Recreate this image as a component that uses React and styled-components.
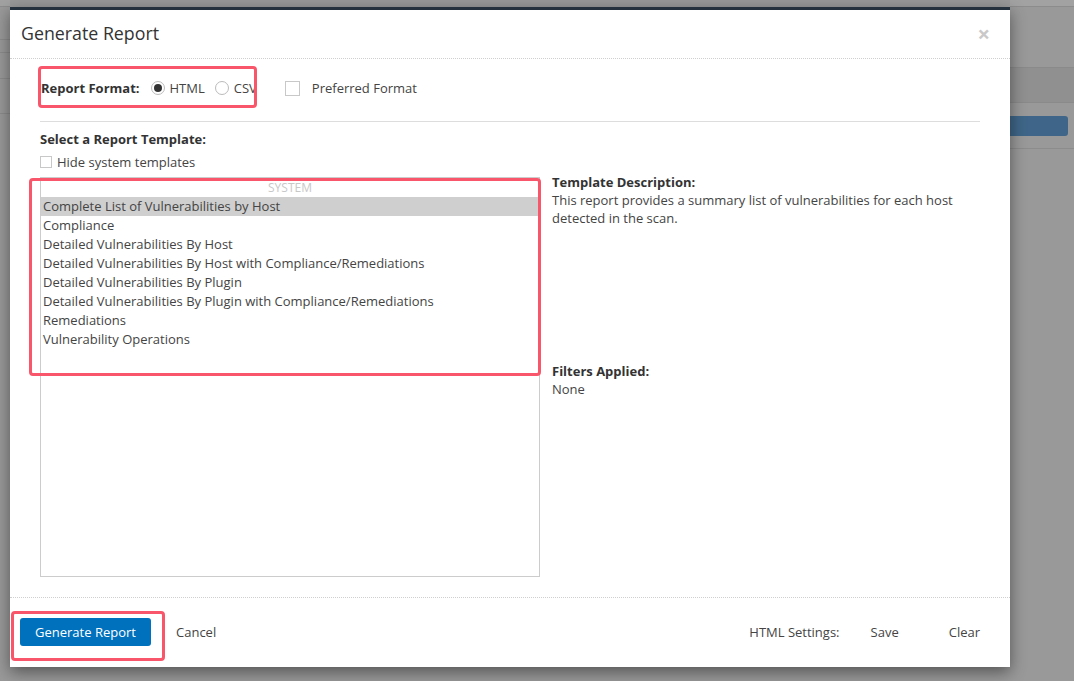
import React from 'react'
import styled, { createGlobalStyle } from "styled-components";

const GlobalStyle = createGlobalStyle`
body{
margin:0;
background:#999;
font-family:"Open Sans", "Liberation Sans", sans-serif;
font-size:13px;
color:#444;
}
`

const Page = styled.div`
width:1074px;
height:681px;
display:flex;
overflow:hidden;
background:#999;
`
// strips of the app that sit behind the overlay
const LeftRail = styled.div`
width:10px;
flex-shrink:0;
background:
  linear-gradient(#a2a2a2 0 6px, #8c8c8c 6px 7px, transparent 7px),
  linear-gradient(transparent 39px, #8c8c8c 39px 40px, transparent 40px 52px, #8c8c8c 52px 53px, transparent 53px 78px, #8c8c8c 78px 79px, transparent 79px 113px, #8c8c8c 113px 114px, transparent 114px);
`
const RightPane = styled.div`
flex:1;
display:flex;
flex-direction:column;
background:
  linear-gradient(#a2a2a2 0 6px, #8c8c8c 6px 7px, transparent 7px 67px, #8a8a8a 67px 68px, #909090 68px 102px, #8a8a8a 102px 103px, transparent 103px 148px, #8c8c8c 148px 149px, transparent 149px);
`
const BgButton = styled.div`
margin:116px 6px 0 0;
height:20px;
border-radius:0 3px 3px 0;
background:#3f6688;
`

const Dialog = styled.div`
position:relative;
z-index:1;
margin-top:7px;
width:1000px;
height:660px;
flex-shrink:0;
background:#fff;
border-top:3px solid #25313d;
box-sizing:border-box;
display:flex;
flex-direction:column;
box-shadow:0 5px 15px rgba(0,0,0,0.45);
`
const Header = styled.div`
height:49px;
box-sizing:border-box;
display:flex;
align-items:center;
justify-content:space-between;
padding:0 20px 2px 11px;
border-bottom:1px dotted #cfcfcf;
`
const Title = styled.h4`
margin:0;
font-size:17.8px;
font-weight:400;
color:#333;
`
const Close = styled.span`
font-size:22px;
font-weight:700;
color:#c9c9c9;
line-height:1;
`
const Body = styled.div`
flex:1;
padding:0 30px;
`
const FormatRow = styled.div`
position:relative;
height:63px;
box-sizing:border-box;
padding-top:18px;
display:flex;
align-items:flex-start;
border-bottom:1px solid #ddd;
line-height:22px;
`
const Bold = styled.span`
font-weight:700;
color:#333;
`
const Label = styled(Bold)`
margin-left:1px;
margin-right:11px;
`
const Option = styled.label`
display:flex;
align-items:center;
margin-right:${p => p.gap}px;
color:#444;
`
const Radio = styled.span`
width:14px;
height:14px;
box-sizing:border-box;
border:1px solid #bbb;
border-radius:50%;
margin-right:5px;
display:flex;
align-items:center;
justify-content:center;
&::after{
content:"";
width:8px;
height:8px;
border-radius:50%;
background:${p => p.checked ? "#333" : "transparent"};
}
`
const Box = styled.span`
width:${p => p.size}px;
height:${p => p.size}px;
box-sizing:border-box;
border:1px solid #c8c8c8;
margin-right:${p => p.gap}px;
background:#fff;
`
// red annotation frames drawn over the form
const Mark = styled.div`
position:absolute;
border:3px solid #f9566b;
border-radius:4px;
pointer-events:none;
`
const SectionTitle = styled(Bold)`
display:block;
margin-top:8px;
line-height:18px;
`
const CheckRow = styled.label`
display:flex;
align-items:center;
margin-top:5px;
line-height:18px;
`
const Columns = styled.div`
display:flex;
gap:12px;
margin-top:6px;
align-items:flex-start;
`
const ListWrap = styled.div`
position:relative;
`
const List = styled.div`
width:500px;
height:400px;
box-sizing:border-box;
border:1px solid #ccc;
`
const Group = styled.div`
height:18px;
line-height:18px;
text-align:center;
font-size:12px;
color:#c8c8c8;
margin-top:1px;
`
const Item = styled.div`
height:19px;
line-height:19px;
padding-left:2px;
color:#444;
background:${p => p.selected ? "#cfcfcf" : "transparent"};
`
const Side = styled.div`
width:428px;
margin-top:-4px;
line-height:18px;
`
const DescBlock = styled.div`
height:189px;
`
const Footer = styled.div`
position:relative;
height:70px;
box-sizing:border-box;
border-top:1px dotted #cfcfcf;
display:flex;
align-items:center;
padding:0 30px 2px 10px;
`
const PrimaryButton = styled.button`
width:131px;
height:28px;
border:none;
border-radius:3px;
background:#0071bc;
color:#fff;
font-family:inherit;
font-size:13px;
margin-right:25px;
`
const LinkText = styled.span`
color:#444;
margin-left:${p => p.gap || 0}px;
`
const Spacer = styled.div`
flex:1;
`

const templates = [
    "Complete List of Vulnerabilities by Host",
    "Compliance",
    "Detailed Vulnerabilities By Host",
    "Detailed Vulnerabilities By Host with Compliance/Remediations",
    "Detailed Vulnerabilities By Plugin",
    "Detailed Vulnerabilities By Plugin with Compliance/Remediations",
    "Remediations",
    "Vulnerability Operations",
]

function App() {
    return (
        <Page>
            <GlobalStyle />
            <LeftRail />
            <Dialog>
                <Header>
                    <Title>Generate Report</Title>
                    <Close>×</Close>
                </Header>
                <Body>
                    <FormatRow>
                        <Label>Report Format:</Label>
                        <Option gap={10}><Radio checked />HTML</Option>
                        <Option gap={28}><Radio />CSV</Option>
                        <Option gap={0}><Box size={15} gap={12} />Preferred Format</Option>
                        <Mark style={{ left: -2, top: 7, width: 213, height: 36 }} />
                    </FormatRow>
                    <SectionTitle>Select a Report Template:</SectionTitle>
                    <CheckRow><Box size={12} gap={5} />Hide system templates</CheckRow>
                    <Columns>
                        <ListWrap>
                            <List>
                                <Group>SYSTEM</Group>
                                {templates.map((t, i) => (
                                    <Item key={t} selected={i === 0}>{t}</Item>
                                ))}
                            </List>
                            <Mark style={{ left: -11, top: 1, width: 506, height: 192 }} />
                        </ListWrap>
                        <Side>
                            <DescBlock>
                                <Bold>Template Description:</Bold>
                                <div>This report provides a summary list of vulnerabilities for each host detected in the scan.</div>
                            </DescBlock>
                            <Bold>Filters Applied:</Bold>
                            <div>None</div>
                        </Side>
                    </Columns>
                </Body>
                <Footer>
                    <PrimaryButton>Generate Report</PrimaryButton>
                    <LinkText>Cancel</LinkText>
                    <Spacer />
                    <LinkText>HTML Settings:</LinkText>
                    <LinkText gap={31}>Save</LinkText>
                    <LinkText gap={50}>Clear</LinkText>
                    <Mark style={{ left: 1, top: 13, width: 148, height: 44 }} />
                </Footer>
            </Dialog>
            <RightPane>
                <BgButton />
            </RightPane>
        </Page>
    )
}

export default App;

+-------+

_Written problem_: Transcribe the listing in full and omit the pictures.

_Exercise response_:
Recreate this image as a component that uses React and styled-components.
import React from 'react'
import styled, { createGlobalStyle } from "styled-components";

const GlobalStyle = createGlobalStyle`
body{
margin:0;
background:#999;
font-family:"Open Sans", "Liberation Sans", sans-serif;
font-size:13px;
color:#444;
}
`

const Page = styled.div`
width:1074px;
height:681px;
display:flex;
overflow:hidden;
background:#999;
`
// strips of the app that sit behind the overlay
const LeftRail = styled.div`
width:10px;
flex-shrink:0;
background:
  linear-gradient(#a2a2a2 0 6px, #8c8c8c 6px 7px, transparent 7px),
  linear-gradient(transparent 39px, #8c8c8c 39px 40px, transparent 40px 52px, #8c8c8c 52px 53px, transparent 53px 78px, #8c8c8c 78px 79px, transparent 79px 113px, #8c8c8c 113px 114px, transparent 114px);
`
const RightPane = styled.div`
flex:1;
display:flex;
flex-direction:column;
background:
  linear-gradient(#a2a2a2 0 6px, #8c8c8c 6px 7px, transparent 7px 67px, #8a8a8a 67px 68px, #909090 68px 102px, #8a8a8a 102px 103px, transparent 103px 148px, #8c8c8c 148px 149px, transparent 149px);
`
const BgButton = styled.div`
margin:116px 6px 0 0;
height:20px;
border-radius:0 3px 3px 0;
background:#3f6688;
`

const Dialog = styled.div`
position:relative;
z-index:1;
margin-top:7px;
width:1000px;
height:660px;
flex-shrink:0;
background:#fff;
border-top:3px solid #25313d;
box-sizing:border-box;
display:flex;
flex-direction:column;
box-shadow:0 5px 15px rgba(0,0,0,0.45);
`
const Header = styled.div`
height:49px;
box-sizing:border-box;
display:flex;
align-items:center;
justify-content:space-between;
padding:0 20px 2px 11px;
border-bottom:1px dotted #cfcfcf;
`
const Title = styled.h4`
margin:0;
font-size:17.8px;
font-weight:400;
color:#333;
`
const Close = styled.span`
font-size:22px;
font-weight:700;
color:#c9c9c9;
line-height:1;
`
const Body = styled.div`
flex:1;
padding:0 30px;
`
const FormatRow = styled.div`
position:relative;
height:63px;
box-sizing:border-box;
padding-top:18px;
display:flex;
align-items:flex-start;
border-bottom:1px solid #ddd;
line-height:22px;
`
const Bold = styled.span`
font-weight:700;
color:#333;
`
const Label = styled(Bold)`
margin-left:1px;
margin-right:11px;
`
const Option = styled.label`
display:flex;
align-items:center;
margin-right:${p => p.gap}px;
color:#444;
`
const Radio = styled.span`
width:14px;
height:14px;
box-sizing:border-box;
border:1px solid #bbb;
border-radius:50%;
margin-right:5px;
display:flex;
align-items:center;
justify-content:center;
&::after{
content:"";
width:8px;
height:8px;
border-radius:50%;
background:${p => p.checked ? "#333" : "transparent"};
}
`
const Box = styled.span`
width:${p => p.size}px;
height:${p => p.size}px;
box-sizing:border-box;
border:1px solid #c8c8c8;
margin-right:${p => p.gap}px;
background:#fff;
`
// red annotation frames drawn over the form
const Mark = styled.div`
position:absolute;
border:3px solid #f9566b;
border-radius:4px;
pointer-events:none;
`
const SectionTitle = styled(Bold)`
display:block;
margin-top:8px;
line-height:18px;
`
const CheckRow = styled.label`
display:flex;
align-items:center;
margin-top:5px;
line-height:18px;
`
const Columns = styled.div`
display:flex;
gap:12px;
margin-top:6px;
align-items:flex-start;
`
const ListWrap = styled.div`
position:relative;
`
const List = styled.div`
width:500px;
height:400px;
box-sizing:border-box;
border:1px solid #ccc;
`
const Group = styled.div`
height:18px;
line-height:18px;
text-align:center;
font-size:12px;
color:#c8c8c8;
margin-top:1px;
`
const Item = styled.div`
height:19px;
line-height:19px;
padding-left:2px;
color:#444;
background:${p => p.selected ? "#cfcfcf" : "transparent"};
`
const Side = styled.div`
width:428px;
margin-top:-4px;
line-height:18px;
`
const DescBlock = styled.div`
height:189px;
`
const Footer = styled.div`
position:relative;
height:70px;
box-sizing:border-box;
border-top:1px dotted #cfcfcf;
display:flex;
align-items:center;
padding:0 30px 2px 10px;
`
const PrimaryButton = styled.button`
width:131px;
height:28px;
border:none;
border-radius:3px;
background:#0071bc;
color:#fff;
font-family:inherit;
font-size:13px;
margin-right:25px;
`
const LinkText = styled.span`
color:#444;
margin-left:${p => p.gap || 0}px;
`
const Spacer = styled.div`
flex:1;
`

const templates = [
    "Complete List of Vulnerabilities by Host",
    "Compliance",
    "Detailed Vulnerabilities By Host",
    "Detailed Vulnerabilities By Host with Compliance/Remediations",
    "Detailed Vulnerabilities By Plugin",
    "Detailed Vulnerabilities By Plugin with Compliance/Remediations",
    "Remediations",
    "Vulnerability Operations",
]

function App() {
    return (
        <Page>
            <GlobalStyle />
            <LeftRail />
            <Dialog>
                <Header>
                    <Title>Generate Report</Title>
                    <Close>×</Close>
                </Header>
                <Body>
                    <FormatRow>
                        <Label>Report Format:</Label>
                        <Option gap={10}><Radio checked />HTML</Option>
                        <Option gap={28}><Radio />CSV</Option>
                        <Option gap={0}><Box size={15} gap={12} />Preferred Format</Option>
                        <Mark style={{ left: -2, top: 7, width: 213, height: 36 }} />
                    </FormatRow>
                    <SectionTitle>Select a Report Template:</SectionTitle>
                    <CheckRow><Box size={12} gap={5} />Hide system templates</CheckRow>
                    <Columns>
                        <ListWrap>
                            <List>
                                <Group>SYSTEM</Group>
                                {templates.map((t, i) => (
                                    <Item key={t} selected={i === 0}>{t}</Item>
                                ))}
                            </List>
                            <Mark style={{ left: -11, top: 1, width: 506, height: 192 }} />
                        </ListWrap>
                        <Side>
                            <DescBlock>
                                <Bold>Template Description:</Bold>
                                <div>This report provides a summary list of vulnerabilities for each host detected in the scan.</div>
                            </DescBlock>
                            <Bold>Filters Applied:</Bold>
                            <div>None</div>
                        </Side>
                    </Columns>
                </Body>
                <Footer>
                    <PrimaryButton>Generate Report</PrimaryButton>
                    <LinkText>Cancel</LinkText>
                    <Spacer />
                    <LinkText>HTML Settings:</LinkText>
                    <LinkText gap={31}>Save</LinkText>
                    <LinkText gap={50}>Clear</LinkText>
                    <Mark style={{ left: 1, top: 13, width: 148, height: 44 }} />
                </Footer>
            </Dialog>
            <RightPane>
                <BgButton />
            </RightPane>
        </Page>
    )
}

export default App;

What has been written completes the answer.